WORK INSTRUCTIONS :: Find the lines that hold the word "React" and return them.

━━━ DATA SECTION

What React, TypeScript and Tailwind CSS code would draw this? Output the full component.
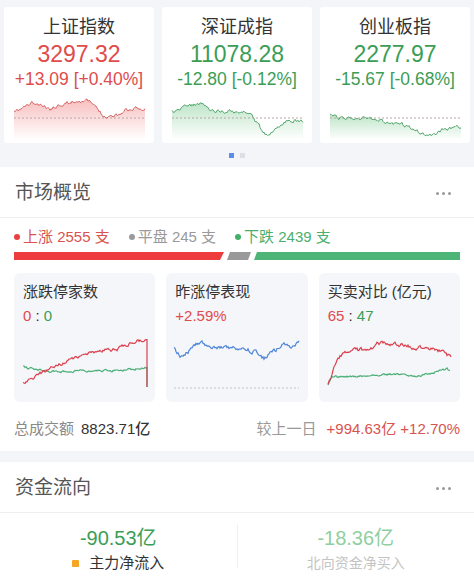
import React from 'react';

type Pt = [number, number];

// seeded random walk between key points
function walk(keys: Pt[], seed: number, noise: number, step = 1): Pt[] {
  let s = seed;
  const rand = () => {
    s = (s * 16807) % 2147483647;
    return s / 2147483647;
  };
  const pts: Pt[] = [];
  const x0 = keys[0][0];
  const x1 = keys[keys.length - 1][0];
  let e = 0;
  let k = 0;
  for (let x = x0; x <= x1 + 0.001; x += step) {
    while (k < keys.length - 2 && x > keys[k + 1][0]) k++;
    const [ax, ay] = keys[k];
    const [bx, by] = keys[k + 1];
    const y = ay + (by - ay) * ((x - ax) / (bx - ax));
    e = e * 0.55 + (rand() - 0.5) * noise;
    pts.push([x, y + e]);
  }
  return pts;
}

const toLine = (pts: Pt[]) => pts.map(([x, y]) => `${x.toFixed(1)},${y.toFixed(1)}`).join(' ');

const tx = (t: number) => 10 + t * 131;

interface IndexCard {
  name: string;
  value: string;
  change: string;
  up: boolean;
  keys: Pt[];
  seed: number;
}

const indices: IndexCard[] = [
  {
    name: '上证指数',
    value: '3297.32',
    change: '+13.09 [+0.40%]',
    up: true,
    seed: 11,
    keys: [
      [tx(0), 23], [tx(0.137), 13], [tx(0.275), 19], [tx(0.36), 14], [tx(0.52), 10],
      [tx(0.58), 12], [tx(0.7), 27], [tx(0.81), 24], [tx(0.85), 20], [tx(1), 19],
    ],
  },
  {
    name: '深证成指',
    value: '11078.28',
    change: '-12.80 [-0.12%]',
    up: false,
    seed: 29,
    keys: [
      [tx(0), 22], [tx(0.21), 13], [tx(0.3), 20], [tx(0.5), 22], [tx(0.6), 25],
      [tx(0.72), 45], [tx(0.76), 43], [tx(0.83), 35], [tx(0.88), 31], [tx(1), 31],
    ],
  },
  {
    name: '创业板指',
    value: '2277.97',
    change: '-15.67 [-0.68%]',
    up: false,
    seed: 47,
    keys: [
      [tx(0), 26], [tx(0.15), 29], [tx(0.25), 27], [tx(0.45), 32], [tx(0.6), 36],
      [tx(0.73), 45], [tx(0.8), 44], [tx(0.87), 39], [tx(1), 37],
    ],
  },
];

function Sparkline({ card, id }: { card: IndexCard; id: string }) {
  const pts = walk(card.keys, card.seed, 3.2);
  const line = toLine(pts);
  const area = `${line} ${pts[pts.length - 1][0].toFixed(1)},50 ${pts[0][0].toFixed(1)},50`;
  const stroke = card.up ? '#d96a6a' : '#5aa872';
  const fill = card.up ? '#f5a9a9' : '#a8dcb5';
  return (
    <svg width={150} height={53} className="block">
      <defs>
        <linearGradient id={id} x1="0" y1="0" x2="0" y2="1">
          <stop offset="0" stopColor={fill} stopOpacity="0.75" />
          <stop offset="1" stopColor={fill} stopOpacity="0" />
        </linearGradient>
      </defs>
      <polygon points={area} fill={`url(#${id})`} />
      <line x1={10} y1={28} x2={141} y2={28} stroke="#b9a5a5" strokeWidth={1} strokeDasharray="2 2" />
      <polyline points={line} fill="none" stroke={stroke} strokeWidth={1} />
    </svg>
  );
}

function Dots() {
  return (
    <div className="flex items-center gap-[3px]">
      <span className="w-[3px] h-[3px] rounded-full bg-[#999]" />
      <span className="w-[3px] h-[3px] rounded-full bg-[#999]" />
      <span className="w-[3px] h-[3px] rounded-full bg-[#999]" />
    </div>
  );
}

function SectionHeader({ title }: { title: string }) {
  return (
    <div className="h-[51px] pt-[3px] flex items-center justify-between pl-[15px] pr-[23px] border-b border-[#eeeff2]">
      <span className="text-[19px] text-[#555]">{title}</span>
      <Dots />
    </div>
  );
}

function LimitChart() {
  const red = walk([[9, 58], [29, 46], [53, 35], [76, 26], [103, 23], [123, 15], [133, 16]], 5, 3);
  const green = walk([[9, 41], [29, 45], [70, 45], [110, 44], [133, 42]], 9, 2);
  red.push([133, 61]);
  green.push([133, 61]);
  return (
    <svg width={141} height={76} className="block">
      <polyline points={toLine(green)} fill="none" stroke="#4caf78" strokeWidth={1.2} />
      <polyline points={toLine(red)} fill="none" stroke="#d9414f" strokeWidth={1.2} />
    </svg>
  );
}

function YesterdayChart() {
  const blue = walk(
    [[8, 23], [14, 30], [22, 26], [34, 16], [50, 22], [75, 23], [90, 26], [98, 32], [110, 24], [118, 18], [126, 22], [133, 17]],
    17,
    3.4,
  );
  return (
    <svg width={141} height={76} className="block">
      <line x1={8} y1={62} x2={133} y2={62} stroke="#c4c4c4" strokeWidth={1} strokeDasharray="2 2" />
      <polyline points={toLine(blue)} fill="none" stroke="#4f86d8" strokeWidth={1.2} />
    </svg>
  );
}

function BuySellChart() {
  const red = walk(
    [[9, 60], [12, 53], [19, 31], [30, 25], [50, 23], [62, 16], [85, 20], [110, 23], [126, 25], [132, 32]],
    23,
    3.6,
  );
  const green = walk([[9, 60], [13, 51], [50, 50], [80, 48], [99, 50], [128, 43], [131, 45]], 31, 1.8);
  return (
    <svg width={141} height={76} className="block">
      <polyline points={toLine(green)} fill="none" stroke="#4caf78" strokeWidth={1.2} />
      <polyline points={toLine(red)} fill="none" stroke="#d9414f" strokeWidth={1.2} />
    </svg>
  );
}

export default function App() {
  return (
    <div className="w-[474px] h-[579px] overflow-hidden bg-white font-['Liberation_Sans','Noto_Sans_CJK_SC',sans-serif]">
      {/* index cards */}
      <div className="bg-[#f4f5f9] pl-1 pr-1 pt-[7px]">
        <div className="grid grid-cols-3 gap-2">
          {indices.map((c, i) => (
            <div key={c.name} className="bg-white h-[136px] rounded-[3px] pt-[9px] overflow-hidden">
              <div className="text-center text-[18px] leading-[22px] text-[#333]">{c.name}</div>
              <div
                className={`mt-[2px] text-center text-[23px] leading-[28px] ${c.up ? 'text-[#e04b4b]' : 'text-[#3b9d56]'}`}
              >
                {c.value}
              </div>
              <div
                className={`text-center text-[17.5px] leading-[22px] ${c.up ? 'text-[#e04b4b]' : 'text-[#3b9d56]'}`}
              >
                {c.change}
              </div>
              <Sparkline card={c} id={`g${i}`} />
            </div>
          ))}
        </div>
        <div className="h-6 flex items-center justify-center gap-[6px]">
          <span className="w-[5px] h-[5px] bg-[#5b8def]" />
          <span className="w-[5px] h-[5px] bg-[#dcdfe6]" />
        </div>
      </div>

      {/* market overview */}
      <SectionHeader title="市场概览" />
      <div className="px-[14px] pt-[9px]">
        <div className="flex items-center h-[20px] text-[15px] leading-[20px]">
          <span className="w-[6px] h-[6px] rounded-full bg-[#e8403f] mr-[3px]" />
          <span className="text-[#d9534f]">上涨 2555 支</span>
          <span className="w-[6px] h-[6px] rounded-full bg-[#9a9a9a] ml-[19px] mr-[3px]" />
          <span className="text-[#9a9a9a]">平盘 245 支</span>
          <span className="w-[6px] h-[6px] rounded-full bg-[#42b06a] ml-[19px] mr-[3px]" />
          <span className="text-[#4caf6e]">下跌 2439 支</span>
        </div>
        <svg width={446} height={8} className="block mt-[5px]">
          <polygon points="0,0 210,0 206,8 0,8" fill="#ee3b3b" />
          <polygon points="216,0 237,0 234,8 213,8" fill="#999999" />
          <polygon points="243,0 446,0 446,8 240,8" fill="#4db575" />
        </svg>
        <div className="grid grid-cols-3 gap-[11px] mt-[13px]">
          <div className="bg-[#f5f6f9] rounded-md h-[129px] pt-[9px] overflow-hidden">
            <div className="px-[9px] text-[15px] leading-[20px] text-[#333]">涨跌停家数</div>
            <div className="px-[9px] mt-[4px] text-[15px] leading-[20px]">
              <span className="text-[#e04b4b]">0</span>
              <span className="text-[#333]"> : </span>
              <span className="text-[#3b9d56]">0</span>
            </div>
            <LimitChart />
          </div>
          <div className="bg-[#f5f6f9] rounded-md h-[129px] pt-[9px] overflow-hidden">
            <div className="px-[9px] text-[15px] leading-[20px] text-[#333]">昨涨停表现</div>
            <div className="px-[9px] mt-[4px] text-[15px] leading-[20px] text-[#e04b4b]">+2.59%</div>
            <YesterdayChart />
          </div>
          <div className="bg-[#f5f6f9] rounded-md h-[129px] pt-[9px] overflow-hidden">
            <div className="px-[9px] text-[15px] leading-[20px] text-[#333]">买卖对比 (亿元)</div>
            <div className="px-[9px] mt-[4px] text-[15px] leading-[20px]">
              <span className="text-[#e04b4b]">65</span>
              <span className="text-[#333]"> : </span>
              <span className="text-[#3b9d56]">47</span>
            </div>
            <BuySellChart />
          </div>
        </div>
        <div className="flex items-center justify-between h-[20px] mt-[17px] mb-[12px] text-[15px] leading-[20px]">
          <div>
            <span className="text-[#8a8a8a]">总成交额</span>
            <span className="ml-[7px] text-[#333] font-medium">8823.71亿</span>
          </div>
          <div>
            <span className="text-[#999]">较上一日</span>
            <span className="ml-[10px] text-[#d9534f]">+994.63亿 +12.70%</span>
          </div>
        </div>
      </div>

      {/* fund flow */}
      <div className="h-[11px] bg-[#f4f5f9]" />
      <SectionHeader title="资金流向" />
      <div className="flex pt-[13px]">
        <div className="flex-1 flex flex-col items-center">
          <div className="text-[20px] leading-[24px] text-[#3b9d56]">-90.53亿</div>
          <div className="flex items-center mt-[2px] text-[15px] leading-[22px] text-[#333]">
            <span className="w-[7px] h-[7px] rounded-[1px] bg-[#f5a623] mr-[10px]" />
            主力净流入
          </div>
        </div>
        <div className="w-px h-[44px] mt-[-2px] bg-[#f0f0f2]" />
        <div className="flex-1 flex flex-col items-center">
          <div className="text-[20px] leading-[24px] text-[#8fcfa0]">-18.36亿</div>
          <div className="mt-[2px] text-[14px] leading-[22px] text-[#c4c4c4]">北向资金净买入</div>
        </div>
      </div>
    </div>
  );
}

━━━━━━

OUTPUT BELOW ::
What React, TypeScript and Tailwind CSS code would draw this? Output the full component.
import React from 'react';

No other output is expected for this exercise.